Repeat the listing exactly as given, omitting every image.

Data block
⟨

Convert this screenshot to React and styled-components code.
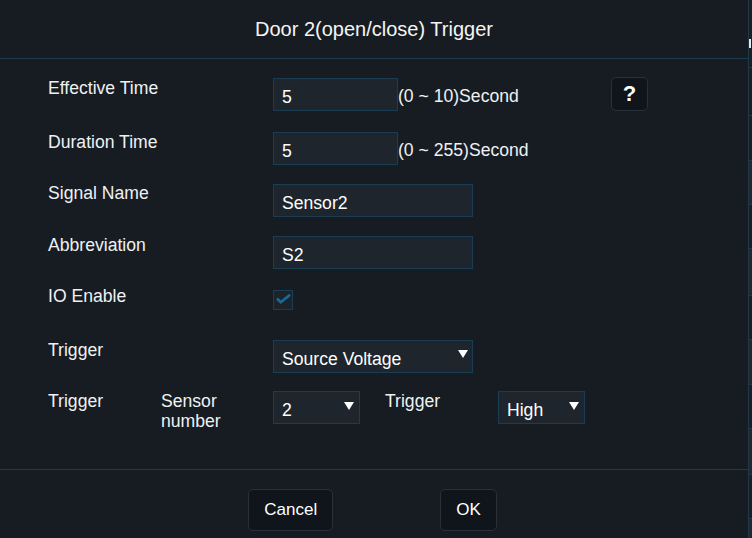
import React from "react";
import styled, { createGlobalStyle } from "styled-components";

const GlobalStyle = createGlobalStyle`
  html, body {
    margin: 0;
    padding: 0;
    background: #171c22;
  }
  body {
    font-family: "Liberation Sans", Arial, sans-serif;
  }
`;

const Page = styled.div`
  display: flex;
  width: 752px;
  height: 538px;
  overflow: hidden;
  background: #171c22;
`;

const Dialog = styled.div`
  flex: none;
  width: 749px;
  height: 538px;
  box-sizing: border-box;
  border-right: 1px solid #1c3a4d;
  display: flex;
  flex-direction: column;
  color: #eef1f3;
`;

const Header = styled.div`
  flex: none;
  height: 58px;
  border-bottom: 1px solid #1c3a4d;
  display: flex;
  align-items: center;
  justify-content: center;
  font-size: 20px;
  color: #f3f5f6;
`;

const Body = styled.div`
  flex: 1;
  padding: 18px 0 0 48px;
  font-size: 17.6px;
`;

const Row = styled.div`
  display: flex;
  align-items: flex-start;
  height: ${(p) => p.$h}px;
`;

const Label = styled.div`
  flex: none;
  width: ${(p) => p.$w || 225}px;
  margin-left: ${(p) => p.$ml || 0}px;
  margin-top: 1px;
  line-height: 20px;
  color: #eef1f3;
`;

const Controls = styled.div`
  display: flex;
  align-items: flex-start;
  margin-top: ${(p) => p.$mt ?? 1}px;
`;

const TextInput = styled.input`
  width: ${(p) => p.$w}px;
  height: 33px;
  box-sizing: border-box;
  border: 1px solid #1b3d53;
  background: #1e252c;
  color: #ffffff;
  font-family: "Liberation Sans", Arial, sans-serif;
  font-size: 17.6px;
  padding: 6px 8px 0;
  margin: 0;
  outline: none;
  border-radius: 0;
`;

const Unit = styled.div`
  flex: none;
  width: 213px;
  padding-top: 8px;
  line-height: 20px;
  color: #eef1f3;
`;

const HelpButton = styled.button`
  width: 37px;
  height: 34px;
  margin-top: -1px;
  box-sizing: border-box;
  border: 1px solid #283038;
  border-radius: 5px;
  background: #0f151a;
  color: #ffffff;
  font-family: "Liberation Sans", Arial, sans-serif;
  font-weight: bold;
  font-size: 22px;
  padding: 0;
  display: flex;
  align-items: center;
  justify-content: center;
`;

const Check = styled.div`
  width: 20px;
  height: 20px;
  box-sizing: border-box;
  border: 1px solid #1b3d53;
  background: #1c232a;
  display: flex;
  align-items: center;
  justify-content: center;
`;

const Select = styled.div`
  width: ${(p) => p.$w}px;
  height: 33px;
  box-sizing: border-box;
  border: 1px solid #1b3d53;
  background: #1e252c;
  color: #ffffff;
  padding: 8px ${(p) => p.$pr || 4}px 0 8px;
  display: flex;
  align-items: flex-start;
  justify-content: space-between;
  line-height: 20px;
`;

const Arrow = styled.svg`
  flex: none;
  margin-top: ${(p) => p.$mt || 1}px;
`;

const Footer = styled.div`
  flex: none;
  height: 69px;
  border-top: 1px solid #1c3a4d;
  display: flex;
  justify-content: center;
  align-items: flex-start;
  gap: 107px;
  padding-top: 19px;
  padding-right: 3px;
  box-sizing: border-box;
`;

const Button = styled.button`
  height: 42px;
  box-sizing: border-box;
  padding: 0 15px;
  border: 1px solid #283038;
  border-radius: 5px;
  background: #0f151a;
  color: #ffffff;
  font-family: "Liberation Sans", Arial, sans-serif;
  font-size: 17px;
`;

const Strip = styled.div`
  flex: 1;
  display: flex;
  flex-direction: column;
`;

const StripRow = styled.div`
  flex: none;
  height: ${(p) => p.$h}px;
  box-sizing: border-box;
  border-top: ${(p) => (p.$first ? "none" : "1px solid #1c3a4d")};
  background: ${(p) => (p.$alt ? "#24282c" : "#1a1f24")};
  padding-top: ${(p) => (p.$first ? 39 : 0)}px;
`;

const Caret = styled.div`
  width: 2px;
  height: 9px;
  background: #e8e8e8;
`;

const DownArrow = ({ mt }) => (
  <Arrow $mt={mt} width="10" height="8" viewBox="0 0 10 8">
    <polygon points="0,0 10,0 5,8" fill="#ffffff" />
  </Arrow>
);

const stripRows = [
  { h: 67, first: true },
  { h: 48 },
  { h: 45 },
  { h: 44, alt: true },
  { h: 44 },
  { h: 47, alt: true },
  { h: 44 },
  { h: 45, alt: true },
  { h: 44 },
  { h: 46, alt: true },
  { h: 44 },
  { h: 20, alt: true },
];

export default function App() {
  return (
    <>
      <GlobalStyle />
      <Page>
        <Dialog>
          <Header>Door 2(open/close) Trigger</Header>
          <Body>
            <Row $h={54}>
              <Label>Effective Time</Label>
              <Controls>
                <TextInput $w={125} value="5" readOnly />
                <Unit>(0 ~ 10)Second</Unit>
                <HelpButton>?</HelpButton>
              </Controls>
            </Row>
            <Row $h={51}>
              <Label>Duration Time</Label>
              <Controls>
                <TextInput $w={125} value="5" readOnly />
                <Unit>(0 ~ 255)Second</Unit>
              </Controls>
            </Row>
            <Row $h={52}>
              <Label>Signal Name</Label>
              <Controls $mt={2}>
                <TextInput $w={200} value="Sensor2" readOnly />
              </Controls>
            </Row>
            <Row $h={51}>
              <Label>Abbreviation</Label>
              <Controls $mt={2}>
                <TextInput $w={200} value="S2" readOnly />
              </Controls>
            </Row>
            <Row $h={54}>
              <Label>IO Enable</Label>
              <Controls $mt={5}>
                <Check>
                  <svg width="18" height="18" viewBox="0 0 18 18">
                    <path
                      d="M3 7.5 L6.8 11.2 L16 3.8"
                      fill="none"
                      stroke="#1a6a9c"
                      strokeWidth="2.6"
                    />
                  </svg>
                </Check>
              </Controls>
            </Row>
            <Row $h={51}>
              <Label>Trigger</Label>
              <Controls>
                <Select $w={200}>
                  <span>Source Voltage</span>
                  <DownArrow mt={1} />
                </Select>
              </Controls>
            </Row>
            <Row $h={40}>
              <Label $w={113}>Trigger</Label>
              <Label $w={112}>Sensor number</Label>
              <Controls>
                <Select $w={87} $pr={5}>
                  <span>2</span>
                  <DownArrow mt={2} />
                </Select>
              </Controls>
              <Label $w={113} $ml={25}>
                Trigger
              </Label>
              <Controls>
                <Select $w={87} $pr={5}>
                  <span>High</span>
                  <DownArrow mt={2} />
                </Select>
              </Controls>
            </Row>
          </Body>
          <Footer>
            <Button>Cancel</Button>
            <Button>OK</Button>
          </Footer>
        </Dialog>
        <Strip>
          {stripRows.map((r, i) => (
            <StripRow key={i} $h={r.h} $alt={r.alt} $first={r.first}>
              {r.first && <Caret />}
            </StripRow>
          ))}
        </Strip>
      </Page>
    </>
  );
}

⟩

Response
Convert this screenshot to React and styled-components code.
import React from "react";
import styled, { createGlobalStyle } from "styled-components";

const GlobalStyle = createGlobalStyle`
  html, body {
    margin: 0;
    padding: 0;
    background: #171c22;
  }
  body {
    font-family: "Liberation Sans", Arial, sans-serif;
  }
`;

const Page = styled.div`
  display: flex;
  width: 752px;
  height: 538px;
  overflow: hidden;
  background: #171c22;
`;

const Dialog = styled.div`
  flex: none;
  width: 749px;
  height: 538px;
  box-sizing: border-box;
  border-right: 1px solid #1c3a4d;
  display: flex;
  flex-direction: column;
  color: #eef1f3;
`;

const Header = styled.div`
  flex: none;
  height: 58px;
  border-bottom: 1px solid #1c3a4d;
  display: flex;
  align-items: center;
  justify-content: center;
  font-size: 20px;
  color: #f3f5f6;
`;

const Body = styled.div`
  flex: 1;
  padding: 18px 0 0 48px;
  font-size: 17.6px;
`;

const Row = styled.div`
  display: flex;
  align-items: flex-start;
  height: ${(p) => p.$h}px;
`;

const Label = styled.div`
  flex: none;
  width: ${(p) => p.$w || 225}px;
  margin-left: ${(p) => p.$ml || 0}px;
  margin-top: 1px;
  line-height: 20px;
  color: #eef1f3;
`;

const Controls = styled.div`
  display: flex;
  align-items: flex-start;
  margin-top: ${(p) => p.$mt ?? 1}px;
`;

const TextInput = styled.input`
  width: ${(p) => p.$w}px;
  height: 33px;
  box-sizing: border-box;
  border: 1px solid #1b3d53;
  background: #1e252c;
  color: #ffffff;
  font-family: "Liberation Sans", Arial, sans-serif;
  font-size: 17.6px;
  padding: 6px 8px 0;
  margin: 0;
  outline: none;
  border-radius: 0;
`;

const Unit = styled.div`
  flex: none;
  width: 213px;
  padding-top: 8px;
  line-height: 20px;
  color: #eef1f3;
`;

const HelpButton = styled.button`
  width: 37px;
  height: 34px;
  margin-top: -1px;
  box-sizing: border-box;
  border: 1px solid #283038;
  border-radius: 5px;
  background: #0f151a;
  color: #ffffff;
  font-family: "Liberation Sans", Arial, sans-serif;
  font-weight: bold;
  font-size: 22px;
  padding: 0;
  display: flex;
  align-items: center;
  justify-content: center;
`;

const Check = styled.div`
  width: 20px;
  height: 20px;
  box-sizing: border-box;
  border: 1px solid #1b3d53;
  background: #1c232a;
  display: flex;
  align-items: center;
  justify-content: center;
`;

const Select = styled.div`
  width: ${(p) => p.$w}px;
  height: 33px;
  box-sizing: border-box;
  border: 1px solid #1b3d53;
  background: #1e252c;
  color: #ffffff;
  padding: 8px ${(p) => p.$pr || 4}px 0 8px;
  display: flex;
  align-items: flex-start;
  justify-content: space-between;
  line-height: 20px;
`;

const Arrow = styled.svg`
  flex: none;
  margin-top: ${(p) => p.$mt || 1}px;
`;

const Footer = styled.div`
  flex: none;
  height: 69px;
  border-top: 1px solid #1c3a4d;
  display: flex;
  justify-content: center;
  align-items: flex-start;
  gap: 107px;
  padding-top: 19px;
  padding-right: 3px;
  box-sizing: border-box;
`;

const Button = styled.button`
  height: 42px;
  box-sizing: border-box;
  padding: 0 15px;
  border: 1px solid #283038;
  border-radius: 5px;
  background: #0f151a;
  color: #ffffff;
  font-family: "Liberation Sans", Arial, sans-serif;
  font-size: 17px;
`;

const Strip = styled.div`
  flex: 1;
  display: flex;
  flex-direction: column;
`;

const StripRow = styled.div`
  flex: none;
  height: ${(p) => p.$h}px;
  box-sizing: border-box;
  border-top: ${(p) => (p.$first ? "none" : "1px solid #1c3a4d")};
  background: ${(p) => (p.$alt ? "#24282c" : "#1a1f24")};
  padding-top: ${(p) => (p.$first ? 39 : 0)}px;
`;

const Caret = styled.div`
  width: 2px;
  height: 9px;
  background: #e8e8e8;
`;

const DownArrow = ({ mt }) => (
  <Arrow $mt={mt} width="10" height="8" viewBox="0 0 10 8">
    <polygon points="0,0 10,0 5,8" fill="#ffffff" />
  </Arrow>
);

const stripRows = [
  { h: 67, first: true },
  { h: 48 },
  { h: 45 },
  { h: 44, alt: true },
  { h: 44 },
  { h: 47, alt: true },
  { h: 44 },
  { h: 45, alt: true },
  { h: 44 },
  { h: 46, alt: true },
  { h: 44 },
  { h: 20, alt: true },
];

export default function App() {
  return (
    <>
      <GlobalStyle />
      <Page>
        <Dialog>
          <Header>Door 2(open/close) Trigger</Header>
          <Body>
            <Row $h={54}>
              <Label>Effective Time</Label>
              <Controls>
                <TextInput $w={125} value="5" readOnly />
                <Unit>(0 ~ 10)Second</Unit>
                <HelpButton>?</HelpButton>
              </Controls>
            </Row>
            <Row $h={51}>
              <Label>Duration Time</Label>
              <Controls>
                <TextInput $w={125} value="5" readOnly />
                <Unit>(0 ~ 255)Second</Unit>
              </Controls>
            </Row>
            <Row $h={52}>
              <Label>Signal Name</Label>
              <Controls $mt={2}>
                <TextInput $w={200} value="Sensor2" readOnly />
              </Controls>
            </Row>
            <Row $h={51}>
              <Label>Abbreviation</Label>
              <Controls $mt={2}>
                <TextInput $w={200} value="S2" readOnly />
              </Controls>
            </Row>
            <Row $h={54}>
              <Label>IO Enable</Label>
              <Controls $mt={5}>
                <Check>
                  <svg width="18" height="18" viewBox="0 0 18 18">
                    <path
                      d="M3 7.5 L6.8 11.2 L16 3.8"
                      fill="none"
                      stroke="#1a6a9c"
                      strokeWidth="2.6"
                    />
                  </svg>
                </Check>
              </Controls>
            </Row>
            <Row $h={51}>
              <Label>Trigger</Label>
              <Controls>
                <Select $w={200}>
                  <span>Source Voltage</span>
                  <DownArrow mt={1} />
                </Select>
              </Controls>
            </Row>
            <Row $h={40}>
              <Label $w={113}>Trigger</Label>
              <Label $w={112}>Sensor number</Label>
              <Controls>
                <Select $w={87} $pr={5}>
                  <span>2</span>
                  <DownArrow mt={2} />
                </Select>
              </Controls>
              <Label $w={113} $ml={25}>
                Trigger
              </Label>
              <Controls>
                <Select $w={87} $pr={5}>
                  <span>High</span>
                  <DownArrow mt={2} />
                </Select>
              </Controls>
            </Row>
          </Body>
          <Footer>
            <Button>Cancel</Button>
            <Button>OK</Button>
          </Footer>
        </Dialog>
        <Strip>
          {stripRows.map((r, i) => (
            <StripRow key={i} $h={r.h} $alt={r.alt} $first={r.first}>
              {r.first && <Caret />}
            </StripRow>
          ))}
        </Strip>
      </Page>
    </>
  );
}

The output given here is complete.